One thing to think about:
Take a leaf from object-oriented methodology and don't loose sight of the difference between developing an intelligent an informative schema (classification system for your CI's) and a full asset register that contains records for every instance of a CI in the infrastructure.
Just like abstract classes in software, recording incidents against 'classes' of CI's can return a lot of very useful service oriented information. For example if you have a particular problem that occurs with a model of monitor, you can record that known-problem and the standard response to it when encountered against it as a 'class' of CI - then a technician working on an incident can still access that information based on the model of the monitor they are working with. And that is without there needing to be say 1500 records in the CMDB for each model of that type.

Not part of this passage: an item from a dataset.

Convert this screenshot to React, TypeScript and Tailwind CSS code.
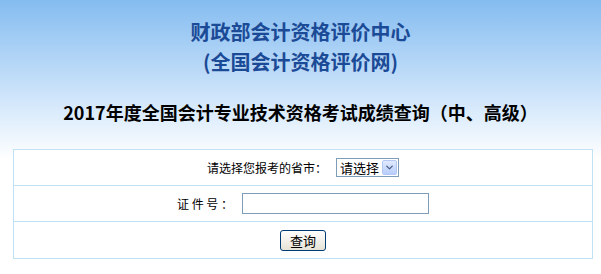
import { ChevronDown } from "lucide-react";

export default function App() {
  return (
    <div
      className="min-h-screen bg-white bg-no-repeat bg-[length:100%_160px] bg-gradient-to-b from-[#84bcf0] to-white pt-[17px] pb-4"
      style={{ fontFamily: '"Noto Sans CJK SC", "Liberation Sans", sans-serif' }}
    >
      <div className="text-center text-[20px] font-bold leading-[30px] text-[#1b4a96]">
        <div>财政部会计资格评价中心</div>
        <div>(全国会计资格评价网)</div>
      </div>

      <h1 className="mt-[23px] text-center text-[18px] font-bold leading-[24px] text-black">
        2017年度全国会计专业技术资格考试成绩查询（中、高级）
      </h1>

      <div className="mt-[25px] ml-[13px] w-[580px] border border-[#c1e2f5] bg-white text-[12px] text-black">
        <div className="h-[36px] border-b border-[#c1e2f5] flex items-center justify-center gap-[9px]">
          <span>请选择您报考的省市：</span>
          <div className="relative w-[63px] h-[19px] border border-[#7f9db9] bg-white flex items-center">
            <select className="appearance-none w-full h-full bg-transparent pl-[3px] text-[13px] leading-[17px] outline-none">
              <option>请选择</option>
            </select>
            <span className="absolute right-[1px] top-[1px] w-[15px] h-[15px] rounded-[2px] border border-[#b4c8f6] bg-gradient-to-b from-[#e1eafe] to-[#b7cdfb] flex items-center justify-center pointer-events-none">
              <ChevronDown size={11} strokeWidth={3} className="text-[#4d6185]" />
            </span>
          </div>
        </div>

        <div className="h-[36px] border-b border-[#c1e2f5] flex items-center justify-center gap-[9px]">
          <span>证 件 号 ：</span>
          <input
            type="text"
            className="w-[187px] h-[21px] border border-[#7f9db9] bg-white px-1 outline-none"
          />
        </div>

        <div className="h-[36px] flex items-center justify-center">
          <button className="w-[46px] h-[21px] border border-[#003c74] rounded-[3px] bg-gradient-to-b from-white to-[#e6e3d6] text-[13px] leading-[19px]">
            查询
          </button>
        </div>
      </div>
    </div>
  );
}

Service to CI mapping is important to - and the Service Catalogue can play a clarifying role when trying to decide what to record as CI's and how to organize that data meaningfully. When developing our current catalogue we actually started by having the highest levels of CIs possible - one general service to the business (ie Network Connectivity) equaled one CI. Later that could be broken down into sub-nets, switches, DNS servers, and so on.

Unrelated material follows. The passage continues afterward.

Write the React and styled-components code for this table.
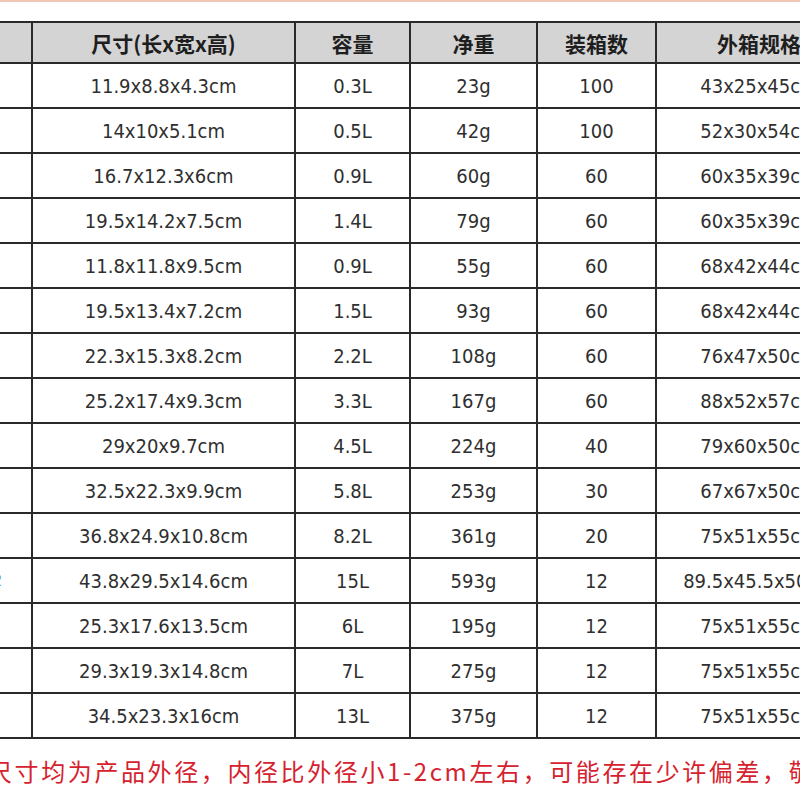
import React from 'react';
import styled, { createGlobalStyle } from 'styled-components';

const rows = [
    ['11.9x8.8x4.3cm', '0.3L', '23g', '100', '43x25x45cm'],
    ['14x10x5.1cm', '0.5L', '42g', '100', '52x30x54cm'],
    ['16.7x12.3x6cm', '0.9L', '60g', '60', '60x35x39cm'],
    ['19.5x14.2x7.5cm', '1.4L', '79g', '60', '60x35x39cm'],
    ['11.8x11.8x9.5cm', '0.9L', '55g', '60', '68x42x44cm'],
    ['19.5x13.4x7.2cm', '1.5L', '93g', '60', '68x42x44cm'],
    ['22.3x15.3x8.2cm', '2.2L', '108g', '60', '76x47x50cm'],
    ['25.2x17.4x9.3cm', '3.3L', '167g', '60', '88x52x57cm'],
    ['29x20x9.7cm', '4.5L', '224g', '40', '79x60x50cm'],
    ['32.5x22.3x9.9cm', '5.8L', '253g', '30', '67x67x50cm'],
    ['36.8x24.9x10.8cm', '8.2L', '361g', '20', '75x51x55cm'],
    ['43.8x29.5x14.6cm', '15L', '593g', '12', '89.5x45.5x50cm'],
    ['25.3x17.6x13.5cm', '6L', '195g', '12', '75x51x55cm'],
    ['29.3x19.3x14.8cm', '7L', '275g', '12', '75x51x55cm'],
    ['34.5x23.3x16cm', '13L', '375g', '12', '75x51x55cm'],
]

const heads = ['尺寸(长x宽x高)', '容量', '净重', '装箱数', '外箱规格']
const widths = [33, 263, 115, 127, 119, 206]

const App = () => {
    return (
        <>
            <GlobalStyle />
            <Page>
                <TopRule />
                <SpecTable>
                    <colgroup>
                        {widths.map((w, i) => <col key={i} style={{ width: w }} />)}
                    </colgroup>
                    <thead>
                        <tr>
                            <HeadCell $edge />
                            {heads.map((h) => <HeadCell key={h}>{h}</HeadCell>)}
                        </tr>
                    </thead>
                    <tbody>
                        {rows.map((r, i) => (
                            <tr key={i}>
                                <Cell $edge>{i === 11 ? <Mark>2</Mark> : null}</Cell>
                                {r.map((v, j) => <Cell key={j}>{v}</Cell>)}
                            </tr>
                        ))}
                    </tbody>
                </SpecTable>
                <Note>尺寸均为产品外径，内径比外径小1-2cm左右，可能存在少许偏差，敬请谅解</Note>
            </Page>
        </>
    )
}

export default App

const GlobalStyle = createGlobalStyle`
    html, body {
        margin: 0;
        padding: 0;
        background: #fff;
        overflow: hidden;
    }
`

const Page = styled.div`
    width: 800px;
    height: 800px;
    overflow: hidden;
    background: #fff;
`

const TopRule = styled.div`
    height: 2px;
    background: #f3c7b6;
    margin-bottom: 19px;
`

const SpecTable = styled.table`
    border-collapse: collapse;
    table-layout: fixed;
    width: 863px;
    margin-left: -1px;
    font-family: "DejaVu Sans Condensed", "DejaVu Sans", "Noto Sans CJK SC", sans-serif;
`

const HeadCell = styled.th`
    height: 39px;
    padding: 0;
    background: #d4d4d4;
    border: 2px solid #2a2a2a;
    border-left-width: ${(p) => (p.$edge ? '0' : '2px')};
    font-family: "Noto Sans CJK SC", sans-serif;
    font-size: 21px;
    font-weight: 700;
    color: #1e1e1e;
    text-align: center;
    white-space: nowrap;
`

const Cell = styled.td`
    height: 43px;
    padding: 0;
    border: 2px solid #2a2a2a;
    border-left-width: ${(p) => (p.$edge ? '0' : '2px')};
    font-size: 20px;
    color: #2f2f2f;
    text-align: center;
    white-space: nowrap;
    overflow: hidden;
`

const Mark = styled.span`
    display: block;
    text-align: left;
    margin-left: -6px;
    color: #5a9bd8;
    font-size: 16px;
`

const Note = styled.div`
    margin-top: 15px;
    margin-left: -12px;
    font-family: "Noto Sans CJK SC", sans-serif;
    font-size: 24px;
    line-height: 34px;
    color: #d6222e;
    white-space: nowrap;
    letter-spacing: 2.6px;
`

The gains, however simplistic this might sound, were immediate and measurable.
(And as I said in a different post Configuration Data is not operational data per se: most technology-towers keep adequate operational information and can see what's going on from an operational point of view. So, if they are effective, why give them another way to do what they already do well. What usually missing, and what CMDBs are all about (IMHO) is providing meta-data, information that allows for control and auditing of operational decisions - not technical support for the operations themselves. it is the ability to simplify and abstract that makes a map powerful - a map that is as detailed as the terrain offers no analytical advantages.)
So prioritize your objectives in terms of the use the data is to be put to, and start with a scope aligned to the highest priority outcome. You can always add detail later.